Lorsque je suis arrivé en Pologne dans les années 80, beaucoup d'étrangers me déconseillèrent de nouer des amitiés avec les Polonais. Ils me dirent : "Un Polonais s’intéresse à toi lorsqu'il te veut quelque chose, sinon tu es son ennemi". Peu de temps après, je fus invité dans une maison polonaise pour la première fois dans ma vie. Je n'étais pas riche, donc je n'avais rien d'autre à offrir à mes hôtes que l'amitié. Aujourd'hui, avec une certaine distance déjà, je peux dire que ce sont les Polonais qui m'ont aidé et qui m'ont donné beaucoup plus que je ne pouvais leur offrir. Ils m'ont accueilli dans leurs maisons, dans leurs familles. Ils m'ont appris le polonais, la culture et la littérature de leur pays, et l'histoire, surtout celle qui n'a pas été écrite. J'ai découvert que la constatation de mes collègues étrangers ne s'était pas confirmée. J'ai découvert, au contraire, qu'ils vivaient "à côté" des Polonais et non pas "avec" eux. Il ne suffit pas d'habiter en Pologne pour pouvoir dire qu'on la connaît.
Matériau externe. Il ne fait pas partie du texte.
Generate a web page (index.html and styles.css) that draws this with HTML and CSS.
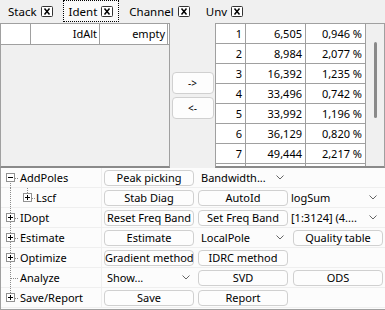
FILE: index.html
```html
<!DOCTYPE html>
<html lang="en">
<head>
    <meta charset="UTF-8">
    <title>Ident</title>
    <link rel="stylesheet" href="styles.css">
</head>
<body>
    <div class="tabs">
        <div class="tab">Stack <svg class="close" width="12" height="11"><rect x="0.5" y="0.5" width="11" height="10" rx="1" fill="#fff" stroke="#333"/><path d="M3.5 2.5l5 6M8.5 2.5l-5 6" stroke="#000" stroke-width="1.5"/></svg></div>
        <div class="tab active">Ident <svg class="close" width="12" height="11"><rect x="0.5" y="0.5" width="11" height="10" rx="1" fill="#fff" stroke="#333"/><path d="M3.5 2.5l5 6M8.5 2.5l-5 6" stroke="#000" stroke-width="1.5"/></svg></div>
        <div class="tab">Channel <svg class="close" width="12" height="11"><rect x="0.5" y="0.5" width="11" height="10" rx="1" fill="#fff" stroke="#333"/><path d="M3.5 2.5l5 6M8.5 2.5l-5 6" stroke="#000" stroke-width="1.5"/></svg></div>
        <div class="tab">Unv <svg class="close" width="12" height="11"><rect x="0.5" y="0.5" width="11" height="10" rx="1" fill="#fff" stroke="#333"/><path d="M3.5 2.5l5 6M8.5 2.5l-5 6" stroke="#000" stroke-width="1.5"/></svg></div>
    </div>

    <div class="top">
        <div class="pane left-pane">
            <div class="head-row">
                <div class="cell"></div>
                <div class="cell">IdAlt</div>
                <div class="cell">empty</div>
            </div>
        </div>

        <div class="move">
            <button class="btn move-btn">-&gt;</button>
            <button class="btn move-btn">&lt;-</button>
        </div>

        <div class="pane right-pane">
            <div class="rows">
                <div class="row"><span>1</span><span>6,505</span><span>0,946 %</span></div>
                <div class="row"><span>2</span><span>8,984</span><span>2,077 %</span></div>
                <div class="row"><span>3</span><span>16,392</span><span>1,235 %</span></div>
                <div class="row"><span>4</span><span>33,496</span><span>0,742 %</span></div>
                <div class="row"><span>5</span><span>33,992</span><span>1,196 %</span></div>
                <div class="row"><span>6</span><span>36,129</span><span>0,820 %</span></div>
                <div class="row"><span>7</span><span>49,444</span><span>2,217 %</span></div>
                <div class="row"><span></span><span></span><span></span></div>
            </div>
            <div class="vscroll"><div class="thumb"></div></div>
        </div>
    </div>

    <div class="props">
        <!-- AddPoles -->
        <div class="node"><svg width="19" height="20"><path class="dot" d="M9.5 15v5M14 10.5h4"/><rect x="5.5" y="5.5" width="8" height="8" fill="#fff" stroke="#919191"/><path d="M7 9.5h5" stroke="#000"/></svg>AddPoles</div>
        <div class="cell-in"><button class="btn">Peak picking</button></div>
        <div class="combo"><span>Bandwidth...</span><svg class="chev" width="8" height="5"><path d="M0.5 0.5l3.5 3.5 3.5-3.5" fill="none" stroke="#666"/></svg></div>
        <div class="cell-in"></div>

        <!-- Lscf -->
        <div class="node"><svg width="35" height="20"><path class="dot" d="M9.5 0v20M26.5 0v5M31 10.5h4"/><rect x="22.5" y="5.5" width="8" height="8" fill="#fff" stroke="#919191"/><path d="M24 9.5h5M26.5 7v5" stroke="#000"/></svg>Lscf</div>
        <div class="cell-in"><button class="btn">Stab Diag</button></div>
        <div class="cell-in"><button class="btn">AutoId</button></div>
        <div class="combo wide"><span>logSum</span><svg class="chev" width="8" height="5"><path d="M0.5 0.5l3.5 3.5 3.5-3.5" fill="none" stroke="#666"/></svg></div>

        <!-- IDopt -->
        <div class="node"><svg width="19" height="20"><path class="dot" d="M9.5 0v20M14 10.5h4"/><rect x="5.5" y="5.5" width="8" height="8" fill="#fff" stroke="#919191"/><path d="M7 9.5h5M9.5 7v5" stroke="#000"/></svg>IDopt</div>
        <div class="cell-in"><button class="btn">Reset Freq Band</button></div>
        <div class="cell-in"><button class="btn">Set Freq Band</button></div>
        <div class="combo wide"><span>[1:3124] (4....</span><svg class="chev" width="8" height="5"><path d="M0.5 0.5l3.5 3.5 3.5-3.5" fill="none" stroke="#666"/></svg></div>

        <!-- Estimate -->
        <div class="node"><svg width="19" height="20"><path class="dot" d="M9.5 0v20M14 10.5h4"/><rect x="5.5" y="5.5" width="8" height="8" fill="#fff" stroke="#919191"/><path d="M7 9.5h5M9.5 7v5" stroke="#000"/></svg>Estimate</div>
        <div class="cell-in"><button class="btn">Estimate</button></div>
        <div class="combo"><span>LocalPole</span><svg class="chev" width="8" height="5"><path d="M0.5 0.5l3.5 3.5 3.5-3.5" fill="none" stroke="#666"/></svg></div>
        <div class="cell-in last"><button class="btn">Quality table</button></div>

        <!-- Optimize -->
        <div class="node"><svg width="19" height="20"><path class="dot" d="M9.5 0v20M14 10.5h4"/><rect x="5.5" y="5.5" width="8" height="8" fill="#fff" stroke="#919191"/><path d="M7 9.5h5M9.5 7v5" stroke="#000"/></svg>Optimize</div>
        <div class="cell-in"><button class="btn">Gradient method</button></div>
        <div class="cell-in"><button class="btn">IDRC method</button></div>
        <div class="cell-in"></div>

        <!-- Analyze -->
        <div class="node"><svg width="19" height="20"><path class="dot" d="M9.5 0v20M10 10.5h8"/></svg>Analyze</div>
        <div class="combo"><span>Show...</span><svg class="chev" width="8" height="5"><path d="M0.5 0.5l3.5 3.5 3.5-3.5" fill="none" stroke="#666"/></svg></div>
        <div class="cell-in"><button class="btn">SVD</button></div>
        <div class="cell-in last"><button class="btn">ODS</button></div>

        <!-- Save/Report -->
        <div class="node"><svg width="19" height="20"><path class="dot" d="M9.5 0v6M14 10.5h4"/><rect x="5.5" y="5.5" width="8" height="8" fill="#fff" stroke="#919191"/><path d="M7 9.5h5M9.5 7v5" stroke="#000"/></svg>Save/Report</div>
        <div class="cell-in"><button class="btn">Save</button></div>
        <div class="cell-in"><button class="btn">Report</button></div>
        <div class="cell-in"></div>
    </div>
</body>
</html>
```

FILE: styles.css
```css
body {
    margin: 0;
    width: 385px;
    height: 310px;
    overflow: hidden;
    background-color: #f0f0f0;
    font-family: "Noto Sans", sans-serif;
    font-size: 11px;
    color: #000;
}

/* tab strip */
.tabs {
    display: flex;
    height: 23px;
    padding-left: 2px;
    font-size: 11.5px;
}

.tab {
    display: flex;
    align-items: center;
    gap: 4px;
    padding: 0 6px;
    margin-right: 4px;
    box-sizing: border-box;
    height: 22px;
}

.tab.active {
    background-color: #f9f9f9;
    outline: 1px dotted #000;
    outline-offset: -1px;
}

.close {
    display: block;
}

/* upper lists */
.top {
    display: flex;
    height: 145px;
}

.pane {
    box-sizing: border-box;
    border: 1px solid #a0a0a0;
    border-bottom: 2px solid #8a8a8a;
    overflow: hidden;
}

.left-pane {
    width: 170px;
}

.head-row {
    display: grid;
    grid-template-columns: 30px 69px 68px;
    height: 20px;
    background-color: #fff;
    border-bottom: 1px solid #a0a0a0;
}

.head-row .cell,
.row span {
    border-right: 1px solid #a0a0a0;
    text-align: right;
    padding-right: 2px;
    line-height: 19px;
    white-space: nowrap;
}

.move {
    width: 45px;
    display: flex;
    flex-direction: column;
    align-items: center;
    padding-top: 49px;
    gap: 3px;
}

.btn {
    font-family: inherit;
    font-size: 11px;
    color: #000;
    background-color: #fdfdfd;
    border: 1px solid #d0d0d0;
    border-radius: 4px;
    padding: 0;
    white-space: nowrap;
    overflow: hidden;
}

.move-btn {
    width: 42px;
    height: 22px;
    font-size: 10px;
}

.right-pane {
    width: 170px;
    display: flex;
}

.rows {
    width: 150px;
}

.row {
    display: grid;
    grid-template-columns: 30px 60px 60px;
    height: 20px;
    background-color: #fff;
    border-bottom: 1px solid #a0a0a0;
    box-sizing: border-box;
}

.row span {
    padding-right: 3px;
}

.vscroll {
    flex: 1;
    position: relative;
    background-color: #f0f0f0;
}

.thumb {
    position: absolute;
    left: 8px;
    top: 18px;
    width: 3px;
    height: 76px;
    border-radius: 2px;
    background-color: #8a8a8a;
}

/* property tree */
.props {
    display: grid;
    grid-template-columns: 101px 94px 94px 1fr;
    grid-auto-rows: 20px;
    background-color: #fcfcfc;
    border-left: 1px solid #a0a0a0;
    border-bottom: 1px solid #a0a0a0;
    box-sizing: border-box;
    height: 142px;
}

.node,
.cell-in,
.combo {
    display: flex;
    align-items: center;
    box-sizing: border-box;
    white-space: nowrap;
    min-width: 0;
    border-bottom: 1px solid #efefef;
}

.node {
    border-right: 1px solid #efefef;
}

.node svg {
    display: block;
    flex: none;
}

.dot {
    fill: none;
    stroke: #8a8a8a;
    stroke-dasharray: 1 1;
}

.cell-in {
    padding: 2px;
}

.cell-in .btn {
    width: 100%;
    height: 16px;
    line-height: 14px;
}

.cell-in.last {
    padding-left: 3px;
}

.combo {
    justify-content: space-between;
    padding: 0 6px 0 5px;
}

.combo.wide {
    padding: 0 8px 0 1px;
}

.chev {
    display: block;
    flex: none;
}
```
Ce qui m'importait le plus, c'était la chance de pouvoir, en Pologne, me sentir moi-même, de tous les points de vue. Je suis un homme libre dans un pays libre et démocratique. Je dis ce que je pense, je fais ce que je veux et personne ne peut me l’interdire- la constitution le défend.

Les étrangers se plaignent souvent de la bureaucratie de l'administration. Ils s'énervent. Ils n'arrivent pas à comprendre ce que leur veut le fonctionnaire qui leur refuse quelque chose. Je suis passé par là, moi aussi. Aujourd'hui, je sais, de par mon expérience que cela n'est pas si grave. Un fonctionnaire est un homme - on peut communiquer avec lui. Il suffit de connaître la loi, savoir demander et lire, chercher l'information. Un fonctionnaire peut se tromper. En connaissant les règles, on peut démarcher plus facilement. La bureaucratie fonctionne dans les deux sens.
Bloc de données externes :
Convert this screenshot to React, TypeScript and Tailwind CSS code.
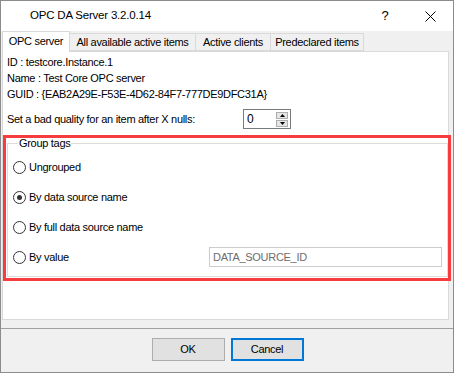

Après 20 ans, je suis retourné finalement dans mon pays. Là bas, j'ai constaté que je parlais autrement de la Pologne. Je disais: chez nous, en Pologne, chez moi, dans ma ville (Varsovie), avec mes amis (Polonais), etc. Je m'identifiais à la Pologne. Je protestais vivement lorsqu'on critiquait la Pologne sans en connaître la réalité. Je m'emportais lorsque nous perdions les matchs lors de la Coupe du Monde.
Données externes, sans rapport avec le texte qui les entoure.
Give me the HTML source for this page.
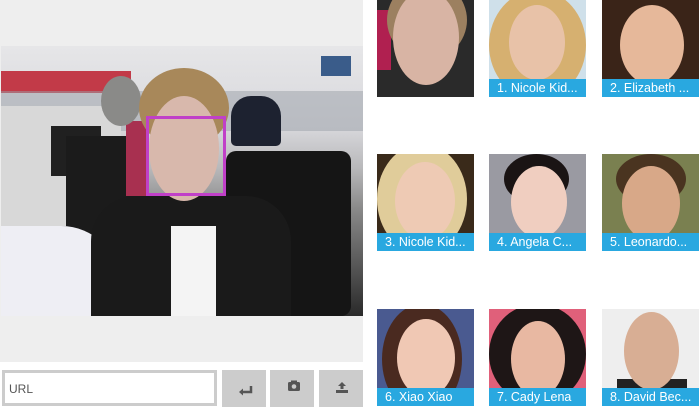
<!DOCTYPE html>
<html><head><meta charset="utf-8"><style>
*{margin:0;padding:0;box-sizing:border-box}
body{width:700px;height:407px;background:#fff;position:relative;overflow:hidden;font-family:"Liberation Sans",sans-serif}
.a{position:absolute}
.cell{position:absolute;width:97px;height:97px;overflow:hidden}
.lab{position:absolute;left:0;bottom:0;width:100%;height:18px;background:#29a8e0;color:#fff;font-size:12.5px;line-height:18px;padding-left:8px;white-space:nowrap}
.e{position:absolute;border-radius:50%}
</style></head><body>
<div class="a" style="left:0;top:0;width:363px;height:362px;background:#eeeeee"></div>
<!-- video -->
<div class="a" style="left:1px;top:46px;width:362px;height:270px;overflow:hidden;background:linear-gradient(#e6e6e8 0%,#d8d8dc 30%,#b9b9bb 45%,#8a8a8a 60%,#2a2a2a 100%)">
 <div class="a" style="left:0;top:25px;width:130px;height:22px;background:#c23a48"></div>
 <div class="a" style="left:0;top:45px;width:362px;height:40px;background:#9aa0a8;opacity:.5"></div>
 <div class="a" style="left:0;top:60px;width:120px;height:120px;background:#d8d8d8"></div>
 <div class="a" style="left:50px;top:80px;width:50px;height:50px;background:#202020"></div>
 <div class="a" style="left:65px;top:90px;width:70px;height:130px;background:#1b1b1b"></div>
 <div class="a" style="left:225px;top:105px;width:125px;height:165px;background:#151515;border-radius:10px"></div>
 <div class="a" style="left:230px;top:50px;width:50px;height:50px;background:#1d2230;border-radius:40% 40% 10% 10%"></div>
 <div class="a" style="left:320px;top:10px;width:30px;height:20px;background:#3a5c8a"></div>
 <div class="a" style="left:125px;top:75px;width:20px;height:75px;background:#a83050"></div>
 <div class="e" style="left:100px;top:30px;width:40px;height:50px;background:#8a8a88"></div>
 <div class="a" style="left:0;top:180px;width:120px;height:90px;background:#eeeef4;border-radius:0 60px 0 0"></div>
 <div class="a" style="left:90px;top:150px;width:200px;height:130px;background:#1a1a1a;border-radius:45px 45px 0 0"></div>
 <div class="a" style="left:170px;top:180px;width:45px;height:90px;background:#f4f4f4"></div>
 <div class="e" style="left:138px;top:22px;width:90px;height:80px;background:#a8885a"></div>
 <div class="e" style="left:148px;top:50px;width:70px;height:105px;background:#d8b8ac"></div>
 <div class="a" style="left:145px;top:70px;width:80px;height:80px;border:3px solid #c040c8"></div>
</div>
<!-- input row -->
<div class="a" style="left:2px;top:370px;width:215px;height:36px;background:#fff;border:3px solid #cccccc"></div>
<div class="a" style="left:9px;top:382px;font-size:12px;color:#555">URL</div>
<div class="a" style="left:222px;top:370px;width:44px;height:37px;background:#cccccc"></div>
<div class="a" style="left:270px;top:370px;width:44px;height:37px;background:#cccccc"></div>
<div class="a" style="left:319px;top:370px;width:44px;height:37px;background:#cccccc"></div>
<svg class="a" style="left:222px;top:370px" width="141" height="37">
 <path d="M29 16v6h-9" stroke="#555" stroke-width="2.5" fill="none"/><path d="M17 22l4-3.5v7z" fill="#555"/>
 <rect x="66" y="12" width="12" height="9" rx="1.5" fill="#555"/><rect x="69" y="10.5" width="6" height="2.5" fill="#555"/><circle cx="72" cy="16.5" r="2.3" fill="#ccc"/>
 <path d="M120 12l-4 4h2.5v3h3v-3h2.5z" fill="#555"/><rect x="114" y="20" width="12" height="3" fill="#555"/>
</svg>
<!-- grid -->
<div class="cell" style="left:377px;top:0;background:#2a2a2a">
 <div class="a" style="left:0;top:10px;width:14px;height:60px;background:#b02050"></div>
 <div class="e" style="left:10px;top:-20px;width:80px;height:80px;background:#9c8060"></div>
 <div class="e" style="left:16px;top:-10px;width:66px;height:95px;background:#d8b4a4"></div>
</div>
<div class="cell" style="left:489px;top:0;background:#cfe0ea">
 <div class="e" style="left:0;top:-10px;width:97px;height:110px;background:#d6b070"></div>
 <div class="e" style="left:20px;top:5px;width:56px;height:75px;background:#e8c2a8"></div>
 <div class="lab">1. Nicole Kid...</div></div>
<div class="cell" style="left:602px;top:0;background:#3a2418">
 <div class="e" style="left:18px;top:5px;width:64px;height:80px;background:#e6b89a"></div>
 <div class="lab">2. Elizabeth ...</div></div>
<div class="cell" style="left:377px;top:154px;background:#3a2a1a">
 <div class="e" style="left:0;top:-10px;width:90px;height:110px;background:#e0cc9a"></div>
 <div class="e" style="left:18px;top:8px;width:60px;height:78px;background:#eecab4"></div>
 <div class="lab">3. Nicole Kid...</div></div>
<div class="cell" style="left:489px;top:154px;background:#9a9aa2">
 <div class="e" style="left:15px;top:0;width:65px;height:50px;background:#1a1414"></div>
 <div class="e" style="left:22px;top:12px;width:56px;height:72px;background:#f0cec0"></div>
 <div class="lab">4. Angela C...</div></div>
<div class="cell" style="left:602px;top:154px;background:#7a8050">
 <div class="e" style="left:14px;top:0;width:70px;height:50px;background:#4a3420"></div>
 <div class="e" style="left:20px;top:12px;width:58px;height:75px;background:#d8a888"></div>
 <div class="lab">5. Leonardo...</div></div>
<div class="cell" style="left:377px;top:309px;background:#4a5a90">
 <div class="e" style="left:5px;top:-5px;width:80px;height:110px;background:#4a2a20"></div>
 <div class="e" style="left:20px;top:10px;width:58px;height:78px;background:#f0c8b4"></div>
 <div class="lab">6. Xiao Xiao</div></div>
<div class="cell" style="left:489px;top:309px;background:#e0607a">
 <div class="e" style="left:0;top:-5px;width:97px;height:100px;background:#1e1616"></div>
 <div class="e" style="left:22px;top:12px;width:54px;height:76px;background:#e8b8a2"></div>
 <div class="lab">7. Cady Lena</div></div>
<div class="cell" style="left:602px;top:309px;background:#eeeeee">
 <div class="a" style="left:15px;top:70px;width:70px;height:30px;background:#222"></div>
 <div class="e" style="left:22px;top:3px;width:55px;height:78px;background:#d8ae94"></div>
 <div class="lab">8. David Bec...</div></div>
</body></html>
Ces dernières années, je pars souvent à l'étranger. Lorsque l'avion vole au-dessus de Varsovie sur le chemin du retour, je vois, à la hauteur de plusieurs milliers de mètres, la Vistule qui brille, et je me sens chez moi. Je sens alors que la fatigue et le mal du pays s'éloignent, puisque je rentre à la maison.

Quelqu'un a dit: "New York est ma patrie mais Paris est ma maison". Je répète souvent: la Palestine est ma patrie mais Varsovie est ma maison.